[Start]

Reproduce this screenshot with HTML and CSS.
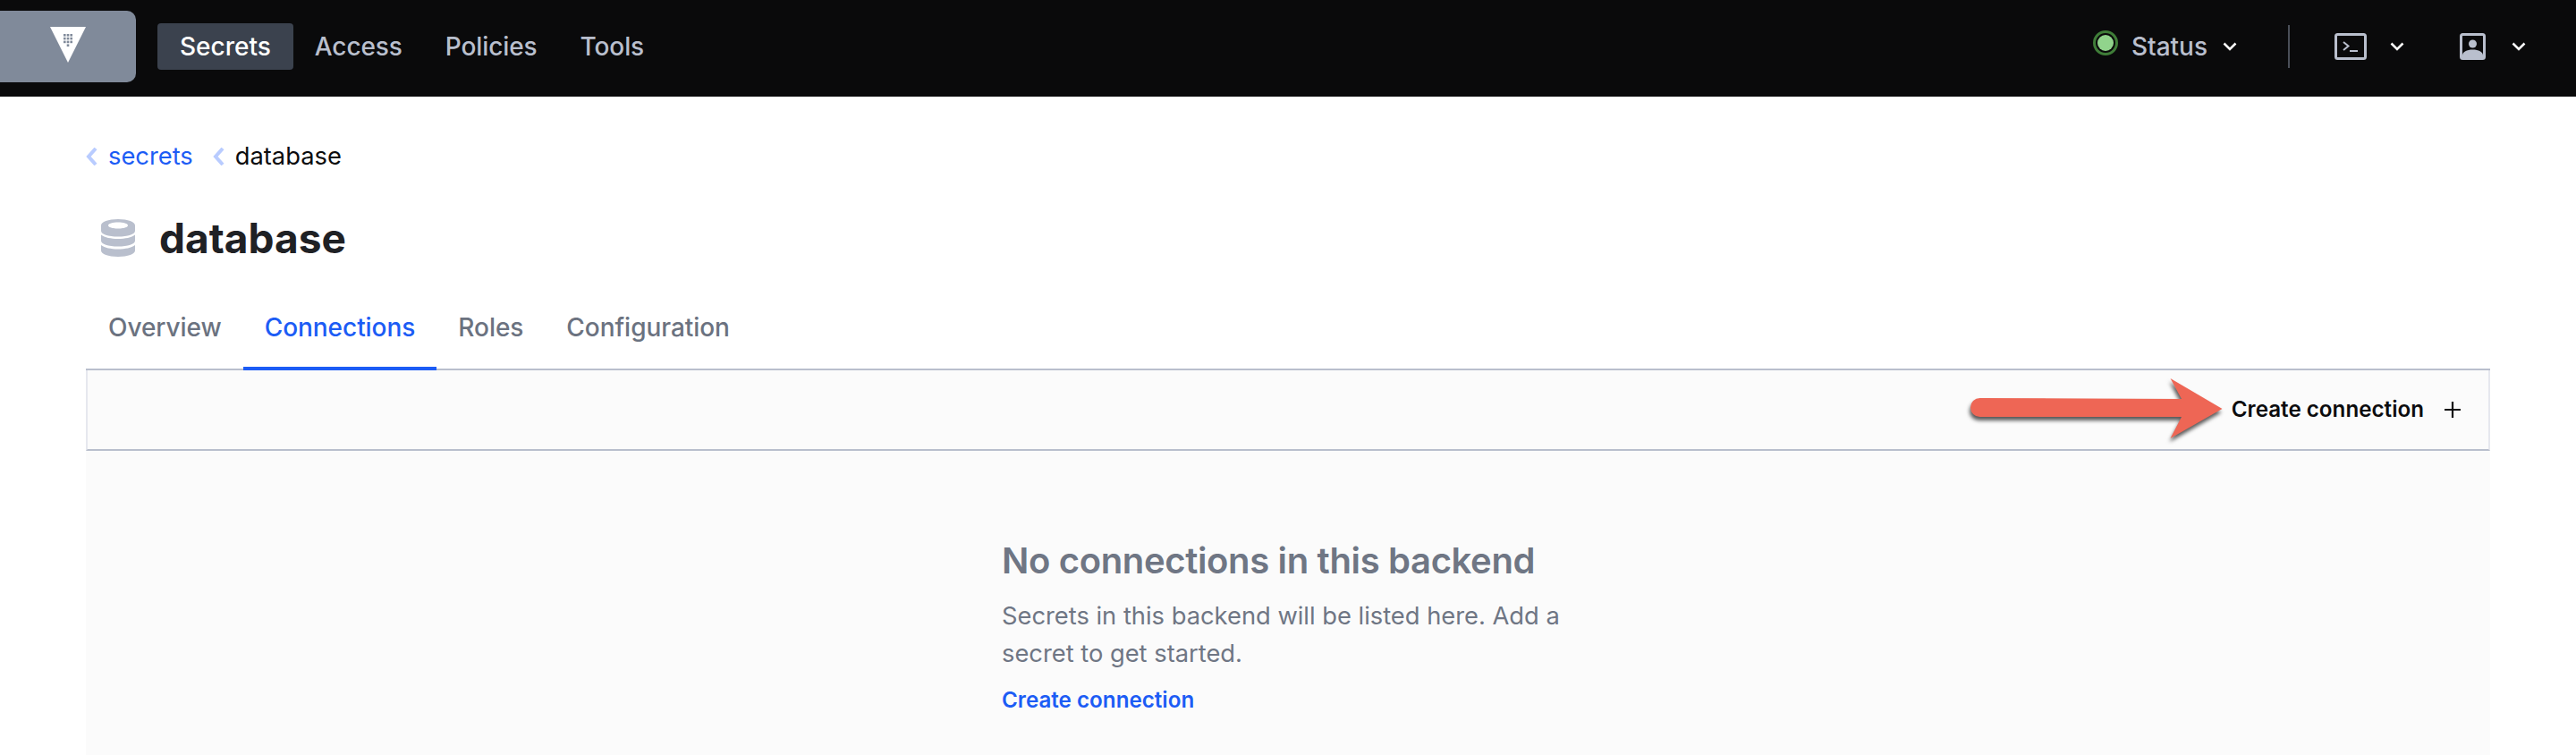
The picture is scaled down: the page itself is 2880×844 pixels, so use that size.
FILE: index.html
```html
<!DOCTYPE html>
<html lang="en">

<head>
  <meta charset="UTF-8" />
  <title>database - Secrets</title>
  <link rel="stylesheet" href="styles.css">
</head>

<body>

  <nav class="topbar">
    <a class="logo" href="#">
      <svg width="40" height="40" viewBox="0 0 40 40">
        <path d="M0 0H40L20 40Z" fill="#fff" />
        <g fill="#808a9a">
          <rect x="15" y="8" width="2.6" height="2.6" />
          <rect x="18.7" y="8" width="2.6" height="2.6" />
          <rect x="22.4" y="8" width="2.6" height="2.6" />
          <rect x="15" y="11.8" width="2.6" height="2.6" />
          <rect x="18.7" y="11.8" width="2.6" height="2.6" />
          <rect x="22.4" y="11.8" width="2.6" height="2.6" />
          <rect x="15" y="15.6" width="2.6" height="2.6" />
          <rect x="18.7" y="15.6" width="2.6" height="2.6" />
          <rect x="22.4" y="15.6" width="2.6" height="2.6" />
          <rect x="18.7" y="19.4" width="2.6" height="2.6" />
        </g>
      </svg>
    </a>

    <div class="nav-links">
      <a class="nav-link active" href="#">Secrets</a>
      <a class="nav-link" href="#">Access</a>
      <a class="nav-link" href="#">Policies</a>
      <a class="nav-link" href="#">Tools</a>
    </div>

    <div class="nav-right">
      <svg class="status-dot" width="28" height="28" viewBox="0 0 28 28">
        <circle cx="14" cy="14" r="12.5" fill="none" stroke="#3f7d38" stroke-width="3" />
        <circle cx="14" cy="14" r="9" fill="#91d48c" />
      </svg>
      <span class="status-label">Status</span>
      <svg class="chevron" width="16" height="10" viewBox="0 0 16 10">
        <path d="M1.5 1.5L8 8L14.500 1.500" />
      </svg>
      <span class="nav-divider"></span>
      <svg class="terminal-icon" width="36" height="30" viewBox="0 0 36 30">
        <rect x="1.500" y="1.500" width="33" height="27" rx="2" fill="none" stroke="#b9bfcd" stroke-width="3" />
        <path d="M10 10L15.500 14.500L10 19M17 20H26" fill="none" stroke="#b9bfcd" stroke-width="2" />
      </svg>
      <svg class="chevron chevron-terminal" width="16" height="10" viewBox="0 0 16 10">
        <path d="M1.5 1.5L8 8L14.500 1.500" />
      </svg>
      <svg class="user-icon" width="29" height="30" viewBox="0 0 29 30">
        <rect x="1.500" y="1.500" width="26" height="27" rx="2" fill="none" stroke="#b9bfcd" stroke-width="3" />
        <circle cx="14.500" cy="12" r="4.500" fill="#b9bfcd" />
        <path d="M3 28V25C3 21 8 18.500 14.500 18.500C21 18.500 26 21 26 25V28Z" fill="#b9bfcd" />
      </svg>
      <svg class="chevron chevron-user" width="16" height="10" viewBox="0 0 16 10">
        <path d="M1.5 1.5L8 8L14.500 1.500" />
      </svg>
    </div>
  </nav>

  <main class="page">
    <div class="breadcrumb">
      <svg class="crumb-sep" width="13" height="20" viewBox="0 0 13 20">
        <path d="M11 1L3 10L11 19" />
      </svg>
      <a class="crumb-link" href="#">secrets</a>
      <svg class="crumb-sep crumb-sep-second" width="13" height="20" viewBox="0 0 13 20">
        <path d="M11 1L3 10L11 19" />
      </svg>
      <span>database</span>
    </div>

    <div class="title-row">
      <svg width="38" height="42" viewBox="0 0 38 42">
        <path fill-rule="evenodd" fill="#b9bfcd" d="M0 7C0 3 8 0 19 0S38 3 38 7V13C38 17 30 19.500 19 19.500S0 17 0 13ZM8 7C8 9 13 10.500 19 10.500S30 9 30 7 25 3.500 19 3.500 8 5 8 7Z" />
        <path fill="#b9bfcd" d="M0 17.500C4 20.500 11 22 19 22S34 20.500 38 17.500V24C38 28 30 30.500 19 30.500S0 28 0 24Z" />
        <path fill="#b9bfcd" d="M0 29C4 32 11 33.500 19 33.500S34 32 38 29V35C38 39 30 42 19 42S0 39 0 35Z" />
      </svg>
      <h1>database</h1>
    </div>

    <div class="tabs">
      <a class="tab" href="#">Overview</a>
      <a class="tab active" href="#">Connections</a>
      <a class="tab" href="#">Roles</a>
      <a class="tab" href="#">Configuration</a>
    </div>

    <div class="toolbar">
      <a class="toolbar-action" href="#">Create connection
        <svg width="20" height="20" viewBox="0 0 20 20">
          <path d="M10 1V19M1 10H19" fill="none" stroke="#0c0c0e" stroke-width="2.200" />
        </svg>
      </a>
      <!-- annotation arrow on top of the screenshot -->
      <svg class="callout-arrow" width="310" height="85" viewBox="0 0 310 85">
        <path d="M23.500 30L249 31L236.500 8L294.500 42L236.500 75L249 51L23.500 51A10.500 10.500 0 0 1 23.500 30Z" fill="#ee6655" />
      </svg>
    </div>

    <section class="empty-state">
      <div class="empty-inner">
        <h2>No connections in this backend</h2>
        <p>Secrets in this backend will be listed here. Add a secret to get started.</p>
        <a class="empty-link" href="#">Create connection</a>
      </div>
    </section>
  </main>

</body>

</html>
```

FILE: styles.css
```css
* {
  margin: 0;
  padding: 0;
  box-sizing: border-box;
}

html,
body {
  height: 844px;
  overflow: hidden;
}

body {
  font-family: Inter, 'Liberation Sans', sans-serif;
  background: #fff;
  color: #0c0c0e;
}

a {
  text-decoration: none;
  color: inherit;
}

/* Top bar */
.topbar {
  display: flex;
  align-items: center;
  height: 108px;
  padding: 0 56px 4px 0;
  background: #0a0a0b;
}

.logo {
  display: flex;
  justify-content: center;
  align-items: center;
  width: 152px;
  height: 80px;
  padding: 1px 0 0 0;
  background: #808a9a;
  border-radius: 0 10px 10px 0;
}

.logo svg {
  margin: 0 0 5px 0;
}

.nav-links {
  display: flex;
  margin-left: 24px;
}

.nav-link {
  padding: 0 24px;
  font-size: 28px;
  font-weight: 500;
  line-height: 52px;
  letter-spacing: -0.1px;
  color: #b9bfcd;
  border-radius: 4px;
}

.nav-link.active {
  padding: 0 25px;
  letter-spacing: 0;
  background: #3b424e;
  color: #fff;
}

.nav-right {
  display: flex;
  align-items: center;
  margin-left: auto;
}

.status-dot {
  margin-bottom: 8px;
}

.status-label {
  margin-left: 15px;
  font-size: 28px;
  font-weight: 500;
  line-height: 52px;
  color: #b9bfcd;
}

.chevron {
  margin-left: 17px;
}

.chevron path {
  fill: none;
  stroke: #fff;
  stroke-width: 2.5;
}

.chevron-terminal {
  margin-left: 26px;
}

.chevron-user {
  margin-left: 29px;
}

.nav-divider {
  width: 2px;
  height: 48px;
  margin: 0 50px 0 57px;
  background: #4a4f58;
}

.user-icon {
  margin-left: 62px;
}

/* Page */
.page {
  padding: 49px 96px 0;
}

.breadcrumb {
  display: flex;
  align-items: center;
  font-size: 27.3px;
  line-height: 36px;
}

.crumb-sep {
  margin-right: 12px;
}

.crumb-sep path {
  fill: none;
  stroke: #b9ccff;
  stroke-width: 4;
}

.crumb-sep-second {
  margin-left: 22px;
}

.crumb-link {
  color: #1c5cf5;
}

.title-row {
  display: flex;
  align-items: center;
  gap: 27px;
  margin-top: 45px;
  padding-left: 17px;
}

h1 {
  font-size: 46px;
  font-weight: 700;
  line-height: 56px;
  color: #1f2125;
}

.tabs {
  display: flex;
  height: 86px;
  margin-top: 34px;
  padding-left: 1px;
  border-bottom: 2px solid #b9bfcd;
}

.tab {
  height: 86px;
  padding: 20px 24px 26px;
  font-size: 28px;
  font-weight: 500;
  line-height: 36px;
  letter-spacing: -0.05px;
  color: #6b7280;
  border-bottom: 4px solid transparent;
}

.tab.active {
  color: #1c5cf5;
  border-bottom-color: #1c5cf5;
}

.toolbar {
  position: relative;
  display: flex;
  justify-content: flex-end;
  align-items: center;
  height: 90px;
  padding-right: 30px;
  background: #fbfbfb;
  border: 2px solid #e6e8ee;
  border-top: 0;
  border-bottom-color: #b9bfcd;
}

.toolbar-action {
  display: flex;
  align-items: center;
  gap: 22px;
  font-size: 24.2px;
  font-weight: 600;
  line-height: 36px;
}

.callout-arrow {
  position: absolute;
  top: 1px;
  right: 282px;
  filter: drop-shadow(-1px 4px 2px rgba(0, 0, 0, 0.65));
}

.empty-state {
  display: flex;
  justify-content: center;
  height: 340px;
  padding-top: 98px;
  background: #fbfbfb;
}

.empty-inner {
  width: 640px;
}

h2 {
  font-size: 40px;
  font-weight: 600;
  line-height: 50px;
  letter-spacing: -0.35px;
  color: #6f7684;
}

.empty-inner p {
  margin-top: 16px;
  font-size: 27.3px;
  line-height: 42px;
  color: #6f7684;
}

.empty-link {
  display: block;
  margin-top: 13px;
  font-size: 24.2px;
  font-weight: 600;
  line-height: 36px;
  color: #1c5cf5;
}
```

[End]

Aim: Among the lines of the data above, count those holding "this" and state only the number.

Final result: 3